Q: Air travel was THE most dangerous method of travel in 1931. It's now become the SAFEST way to travel. Aviation historians say this transformation came mostly as the result of a single airplane crash in Kansas. Which famous person's death led to a series of airplane improvements and new safety measures in air travel?
A: Knute Rockne, Notre Dame's football coach (who died on TWA Flight 599, along with seven other people)
The death of Notre Dame Football coach Knute Rockne, on March 31, 1931, was mourned worldwide. During the late 1920s and early 1930s, Rockne was more than just a legendary football coach. He was a hero to millions who admired his fighting spirit and his sense of morality. And they looked to him for inspiration during the dark days of the Great Depression. Though he was born in Norway, Rockne was considered an all-American icon.

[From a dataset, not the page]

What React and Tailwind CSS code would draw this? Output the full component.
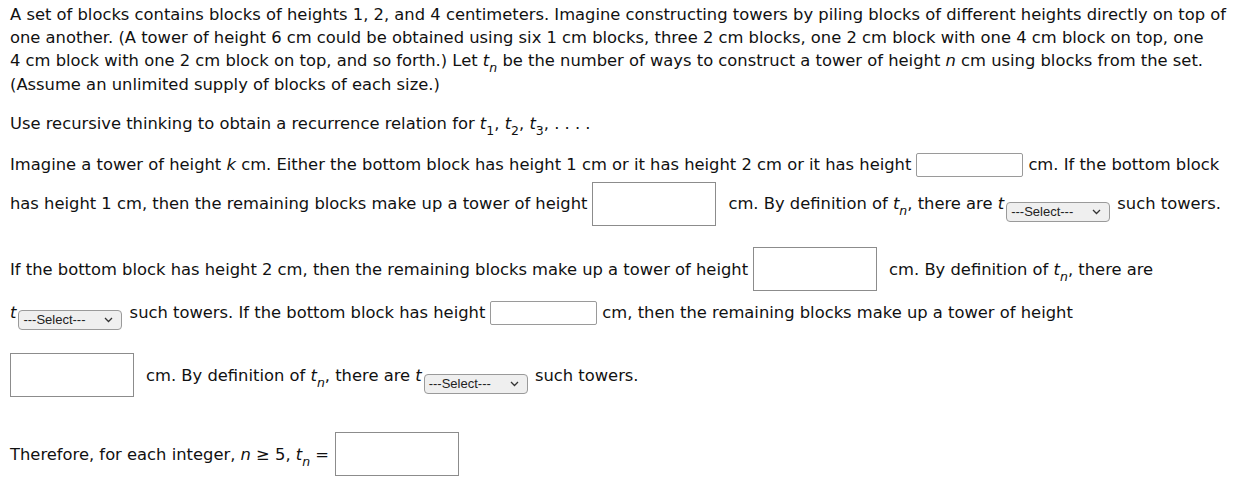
import React from 'react';

const T = ({ sub, italicSub = true }) => (
  <span className="whitespace-nowrap">
    <i>t</i>
    <span className={`relative top-[6px] text-[12.5px] ${italicSub ? 'italic' : ''}`}>{sub}</span>
  </span>
);

const SmallBox = () => (
  <span className="mx-[5px] inline-block h-[24px] w-[107px] shrink-0 rounded-[2px] border border-[#9a9a9a] bg-white" />
);

const BigBox = ({ cls = 'ml-[5px] mr-[12px]' }) => (
  <span className={`inline-block h-[44px] w-[124px] shrink-0 border border-[#8c8c8c] bg-white ${cls}`} />
);

const SelectBox = ({ offset = 'mt-[14px]' }) => (
  <span
    className={`mx-[2px] inline-flex h-[20px] w-[104px] shrink-0 items-center justify-between rounded-[4px] border border-[#9a9a9a] bg-[#efefef] pl-[4px] pr-[8px] text-[13px] text-[#222] ${offset}`}
    style={{ fontFamily: '"Liberation Sans", Arial, sans-serif' }}
  >
    <span>---Select---</span>
    <svg width="9" height="6" viewBox="0 0 9 6" fill="none">
      <path d="M1 1l3.5 3.5L8 1" stroke="#333" strokeWidth="1.3" />
    </svg>
  </span>
);

export default function App() {
  return (
    <div
      className="w-[1247px] bg-white pl-[10px] text-[16.35px] text-[#111]"
      style={{ fontFamily: '"DejaVu Sans", Verdana, sans-serif' }}
    >
      <div className="pt-[3px] leading-[23px] whitespace-nowrap">
        <div>
          A set of blocks contains blocks of heights 1, 2, and 4 centimeters. Imagine constructing towers by piling
          blocks of different heights directly on top of
        </div>
        <div>
          one another. (A tower of height 6 cm could be obtained using six 1 cm blocks, three 2 cm blocks, one 2 cm
          block with one 4 cm block on top, one
        </div>
        <div>
          4 cm block with one 2 cm block on top, and so forth.) Let <T sub="n" /> be the number of ways to construct a
          tower of height <i>n</i> cm using blocks from the set.
        </div>
        <div>(Assume an unlimited supply of blocks of each size.)</div>
      </div>

      <p className="mt-[16px] leading-[23px]">
        Use recursive thinking to obtain a recurrence relation for <T sub="1" italicSub={false} />,{' '}
        <T sub="2" italicSub={false} />, <T sub="3" italicSub={false} />, . . . .
      </p>

      <div className="mt-[17px] flex h-[24px] items-center whitespace-pre">
        <span>
          Imagine a tower of height <i>k</i> cm. Either the bottom block has height 1 cm or it has height 2 cm or it
          has height
        </span>
        <SmallBox />
        <span>cm. If the bottom block</span>
      </div>

      <div className="mt-[5px] flex h-[44px] items-center whitespace-pre">
        <span>has height 1 cm, then the remaining blocks make up a tower of height</span>
        <BigBox />
        <span>cm. By definition of <T sub="n" />, there are <i>t</i></span>
        <SelectBox offset="mt-[16px]" />
        <span> such towers.</span>
      </div>

      <div className="mt-[21px] flex h-[44px] items-center whitespace-pre">
        <span className="mt-[3px]">If the bottom block has height 2 cm, then the remaining blocks make up a tower of height</span>
        <BigBox />
        <span className="mt-[3px]">cm. By definition of <T sub="n" />, there are</span>
      </div>

      <div className="mt-[10px] flex h-[24px] items-center whitespace-pre">
        <i>t</i>
        <SelectBox offset="mt-[14px]" />
        <span> such towers. If the bottom block has height</span>
        <SmallBox />
        <span>cm, then the remaining blocks make up a tower of height</span>
      </div>

      <div className="mt-[28px] flex h-[44px] items-center whitespace-pre">
        <BigBox cls="mr-[12px]" />
        <span className="mt-[3px]">cm. By definition of <T sub="n" />, there are <i>t</i></span>
        <SelectBox offset="mt-[18px]" />
        <span className="mt-[3px]"> such towers.</span>
      </div>

      <div className="mt-[38px] flex h-[44px] items-center whitespace-pre pb-[6px]">
        <span className="mt-[2px]">Therefore, for each integer, <i>n</i> ≥ 5, <T sub="n" /> =</span>
        <BigBox cls="ml-[6px]" />
      </div>
    </div>
  );
}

When the plane he was riding, TWA Flight 599, crashed in the Kansas Flints Hills, killing everyone onboard, the nation was in shock. And the American people wanted answers. How could this happen? Prior to this crash, the U.S. government kept the results of most crash investigations secret. This changed with TWA Flight 599. And, due to worldwide interest in the crash and subsequent investigation, air travel and the aviation industry changed dramatically.

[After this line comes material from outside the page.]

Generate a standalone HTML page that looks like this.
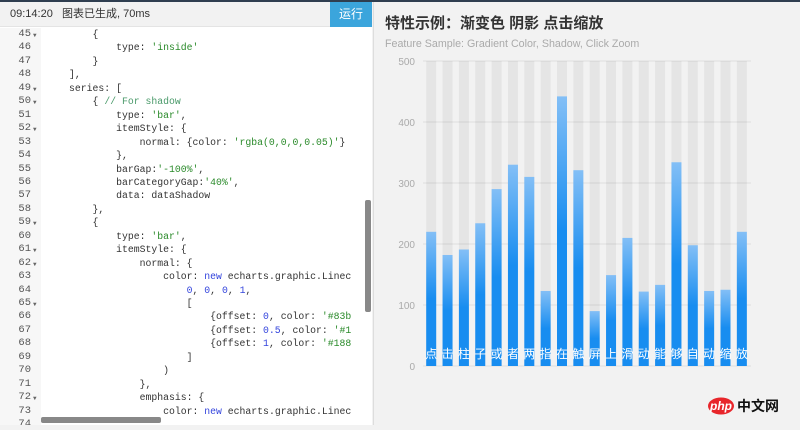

Aviation historian Richard Harris, of Wichita, writes: "As a result of the responses to the 1931 prairie crash, aviation changed -- from rare, expensive, uncomfortable and dangerous -- to safe, comfortable, affordable, and common. And airline travel, worldwide, underwent an explosive growth, to seven times as much passenger traffic within just a half-dozen years of the crash -- while fatal risks dropped to a small fraction of the risk that Rockne and his fellow passengers had faced."
Great tragedy often gives birth to monumental change. The death of this famous coach, the much-loved Knute Rockne, led to major changes in the airline industry, which resulted in safer planes and safer air travel for everyone.